You seem to be suggesting that repeatability is meaningful only if evaluated with a validation test weight (e.g., 3 paper clips) corresponding exactly to the powder charge you are planning to use. I'd disagree with that view. If my calibration test weight of 150.32 grains (10 g.) gives an identical weight on 20 replications, I believe that it will do the same with my "target weight" (say 60 grains). If this were not true, you'd have to have dozens of test weights each matching a different charge weight to be consistent with your example. Most advice I've seen just recently re calibration is to use a single calibration weight that is much heavier than the range you will be weighing in. One source suggests a calibration weight that is at least 2/3 the maximum weight that can be recorded by the scale. Although I don't know it to be a fact, this recommendation may be based on the notion that any discrepancy at a very high weight would be accompanied by proportionally smaller discrepancies at the much lower weights actually used. However, if no discrepancy appears at the high weight, then, as noted, I believe none will occur at lower weights. We may disagree on this point, but I've seen nothing to suggest that discontinuities would be expected at different points on the weight continuum.

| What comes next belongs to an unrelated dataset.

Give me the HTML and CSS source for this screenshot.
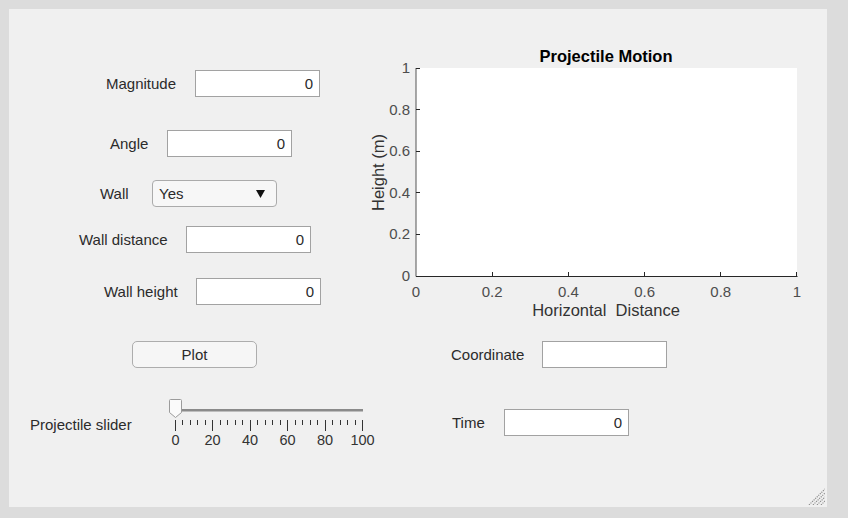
FILE: index.html
```html
<!DOCTYPE html>
<html>

<head>
    <title>Projectile Motion</title>
    <meta charset="UTF-8">
    <link rel="stylesheet" href="styles.css">
</head>

<body>
    <div class="figure">
        <div class="left-col">
            <div class="row row-mag">
                <label for="magnitude">Magnitude</label>
                <input class="field" type="text" id="magnitude" value="0">
            </div>
            <div class="row row-angle">
                <label for="angle">Angle</label>
                <input class="field" type="text" id="angle" value="0">
            </div>
            <div class="row row-wall">
                <label>Wall</label>
                <div class="dropdown">
                    <span>Yes</span>
                    <svg width="9" height="8" viewBox="0 0 9 8"><polygon points="0,0 9,0 4.5,8" fill="#111"/></svg>
                </div>
            </div>
            <div class="row row-dist">
                <label for="wallDistance">Wall distance</label>
                <input class="field" type="text" id="wallDistance" value="0">
            </div>
            <div class="row row-height">
                <label for="wallHeight">Wall height</label>
                <input class="field" type="text" id="wallHeight" value="0">
            </div>
            <div class="row row-plot">
                <button class="btn" type="button">Plot</button>
            </div>
            <div class="row row-slider">
                <label>Projectile slider</label>
                <svg class="slider" width="220" height="56" viewBox="0 0 220 56">
                    <rect x="15" y="13" width="188" height="2" fill="#8a8a8a"/>
                    <rect x="15" y="15" width="188" height="1" fill="#bdbdbd"/>
                    <g stroke="#333" stroke-width="1">
                        <line x1="15.5" y1="24" x2="15.5" y2="35"/>
                        <line x1="22.5" y1="24" x2="22.5" y2="29"/>
                        <line x1="30.5" y1="24" x2="30.5" y2="29"/>
                        <line x1="37.5" y1="24" x2="37.5" y2="29"/>
                        <line x1="45.5" y1="24" x2="45.5" y2="29"/>
                        <line x1="52.5" y1="24" x2="52.5" y2="35"/>
                        <line x1="60.5" y1="24" x2="60.5" y2="29"/>
                        <line x1="67.5" y1="24" x2="67.5" y2="29"/>
                        <line x1="75.5" y1="24" x2="75.5" y2="29"/>
                        <line x1="82.5" y1="24" x2="82.5" y2="29"/>
                        <line x1="90.5" y1="24" x2="90.5" y2="35"/>
                        <line x1="97.5" y1="24" x2="97.5" y2="29"/>
                        <line x1="105.5" y1="24" x2="105.5" y2="29"/>
                        <line x1="112.5" y1="24" x2="112.5" y2="29"/>
                        <line x1="120.5" y1="24" x2="120.5" y2="29"/>
                        <line x1="127.5" y1="24" x2="127.5" y2="35"/>
                        <line x1="135.5" y1="24" x2="135.5" y2="29"/>
                        <line x1="142.5" y1="24" x2="142.5" y2="29"/>
                        <line x1="150.5" y1="24" x2="150.5" y2="29"/>
                        <line x1="157.5" y1="24" x2="157.5" y2="29"/>
                        <line x1="165.5" y1="24" x2="165.5" y2="35"/>
                        <line x1="172.5" y1="24" x2="172.5" y2="29"/>
                        <line x1="180.5" y1="24" x2="180.5" y2="29"/>
                        <line x1="187.5" y1="24" x2="187.5" y2="29"/>
                        <line x1="195.5" y1="24" x2="195.5" y2="29"/>
                        <line x1="202.5" y1="24" x2="202.5" y2="35"/>
                    </g>
                    <g class="slider-labels" text-anchor="middle">
                        <text x="15.5" y="49">0</text>
                        <text x="52.5" y="49">20</text>
                        <text x="90" y="49">40</text>
                        <text x="127.5" y="49">60</text>
                        <text x="165" y="49">80</text>
                        <text x="202.5" y="49">100</text>
                    </g>
                    <path d="M9.5 4.5 Q9.5 3.5 10.5 3.5 H20.5 Q21.5 3.5 21.5 4.5 V16.5 L15.5 21.5 L9.5 16.5 Z" fill="#fafafa" stroke="#9b9b9b"/>
                </svg>
            </div>
        </div>

        <div class="right-col">
            <svg class="chart" width="450" height="285" viewBox="0 0 450 285">
                <rect x="56" y="28" width="381" height="208" fill="#fff"/>
                <text class="chart-title" x="246" y="22" text-anchor="middle">Projectile Motion</text>
                <line x1="56" y1="28" x2="56" y2="236.5" stroke="#555"/>
                <line x1="56" y1="236.5" x2="437.5" y2="236.5" stroke="#262626"/>
                <g stroke="#262626">
                    <line x1="56" y1="194.5" x2="60" y2="194.5"/>
                    <line x1="56" y1="152.5" x2="60" y2="152.5"/>
                    <line x1="56" y1="111.5" x2="60" y2="111.5"/>
                    <line x1="56" y1="69.5" x2="60" y2="69.5"/>
                    <line x1="56" y1="28.5" x2="60" y2="28.5"/>
                    <line x1="132.5" y1="236" x2="132.5" y2="232"/>
                    <line x1="208.5" y1="236" x2="208.5" y2="232"/>
                    <line x1="284.5" y1="236" x2="284.5" y2="232"/>
                    <line x1="360.5" y1="236" x2="360.5" y2="232"/>
                    <line x1="436.5" y1="236" x2="436.5" y2="232"/>
                </g>
                <g class="tick-labels" text-anchor="end">
                    <text x="50" y="241">0</text>
                    <text x="50" y="199.4">0.2</text>
                    <text x="50" y="157.8">0.4</text>
                    <text x="50" y="116.2">0.6</text>
                    <text x="50" y="74.6">0.8</text>
                    <text x="50" y="33">1</text>
                </g>
                <g class="tick-labels" text-anchor="middle">
                    <text x="56" y="256.5">0</text>
                    <text x="132.2" y="256.5">0.2</text>
                    <text x="208.4" y="256.5">0.4</text>
                    <text x="284.6" y="256.5">0.6</text>
                    <text x="360.8" y="256.5">0.8</text>
                    <text x="437" y="256.5">1</text>
                </g>
                <text class="axis-label" x="246" y="276" text-anchor="middle">Horizontal  Distance</text>
                <text class="axis-label" x="24" y="132.5" text-anchor="middle" transform="rotate(-90 24 132.5)">Height (m)</text>
            </svg>
            <div class="row row-coord">
                <label for="coordinate">Coordinate</label>
                <input class="field" type="text" id="coordinate" value="">
            </div>
            <div class="row row-time">
                <label for="time">Time</label>
                <input class="field" type="text" id="time" value="0">
            </div>
        </div>

        <svg class="grip" width="17" height="17" viewBox="0 0 17 17">
            <g stroke="#8e8e8e" stroke-width="1.2" stroke-dasharray="1.2 1">
                <line x1="1" y1="17" x2="17" y2="1"/>
                <line x1="5" y1="17" x2="17" y2="5"/>
                <line x1="9" y1="17" x2="17" y2="9"/>
                <line x1="13" y1="17" x2="17" y2="13"/>
            </g>
        </svg>
    </div>
</body>

</html>
```

FILE: styles.css
```css
html,
body {
    height: 100%;
}

body {
    margin: 0;
    padding: 9px 0 0 9px;
    box-sizing: border-box;
    overflow: hidden;
    background-color: #dcdcdc;
    font-family: "Liberation Sans", Arial, sans-serif;
    font-size: 15px;
    color: #2b2b2b;
}

.figure {
    position: relative;
    display: flex;
    width: 818px;
    height: 498px;
    background-color: #f0f0f0;
}

.left-col {
    flex: none;
    width: 351px;
    padding-top: 61px;
    display: flex;
    flex-direction: column;
}

.right-col {
    flex: none;
    padding-top: 31px;
    display: flex;
    flex-direction: column;
}

.row {
    display: flex;
    align-items: center;
    height: 27px;
}

.row label,
.row svg,
.row .field,
.row .dropdown,
.row .btn {
    flex: none;
}

.field {
    width: 125px;
    height: 27px;
    box-sizing: border-box;
    margin: 0;
    padding: 0 6px 0 4px;
    border: 1px solid #a2a2a2;
    background-color: #fff;
    font: inherit;
    color: #2b2b2b;
    text-align: right;
    outline: none;
}

.dropdown {
    width: 125px;
    height: 27px;
    box-sizing: border-box;
    padding: 0 11px 0 6px;
    display: flex;
    align-items: center;
    justify-content: space-between;
    border: 1px solid #ababab;
    border-radius: 4px;
    background-color: #f7f7f7;
}

.dropdown svg {
    display: block;
}

.btn {
    width: 125px;
    height: 27px;
    margin: 0;
    padding: 0;
    border: 1px solid #adadad;
    border-radius: 5px;
    background-color: #f6f6f6;
    font: inherit;
    color: #2b2b2b;
}

/* rows of the left column */
.row-mag { padding-left: 97px; }
.row-mag label { width: 89px; }

.row-angle { padding-left: 101px; margin-top: 33px; }
.row-angle label { width: 57px; }

.row-wall { padding-left: 91px; margin-top: 23px; }
.row-wall label { width: 52px; }

.row-dist { padding-left: 70px; margin-top: 19px; }
.row-dist label { width: 107px; }

.row-height { padding-left: 95px; margin-top: 25px; }
.row-height label { width: 92px; }

.row-plot { padding-left: 123px; margin-top: 36px; }

.row-slider { padding-left: 21px; margin-top: 28px; height: 56px; }
.row-slider label { width: 130px; }

.slider {
    display: block;
}

.slider-labels {
    font-size: 14.5px;
    fill: #333;
}

/* chart */
.chart {
    display: block;
}

.chart-title {
    font-size: 16.5px;
    font-weight: bold;
    fill: #000;
}

.tick-labels {
    font-size: 15px;
    fill: #4d4d4d;
}

.axis-label {
    font-size: 16.5px;
    fill: #333;
    white-space: pre;
}

/* rows of the right column */
.row-coord { padding-left: 91px; margin-top: 16px; }
.row-coord label { width: 91px; }

.row-time { padding-left: 92px; margin-top: 41px; }
.row-time label { width: 52px; }

.grip {
    position: absolute;
    right: 2px;
    bottom: 2px;
}
```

In the month and a half that this thread has been running, I’ve acquired an A&D EJ-54D2 scale (at a rock-bottom price from Cambridge Environmental), with readability to .0002 g. (roughly .003 grains) and repeatability (standard deviation) of .0004 g. And as mentioned earlier, I’ve acquired an OIML F2-level calibration weight (from Transcat) with .0006 g. accuracy. Actually, in use the scale moves in .004-grain steps as I add kernels of powder—so about double the step size of the high-end analytical balances you’ve mentioned in another thread. As a result, I feel I have more-than-enough precision and consistency for the kind of handloading I do. I’ve calibrated the scale to the calibration weight and check accuracy with the calibration weight before each loading session.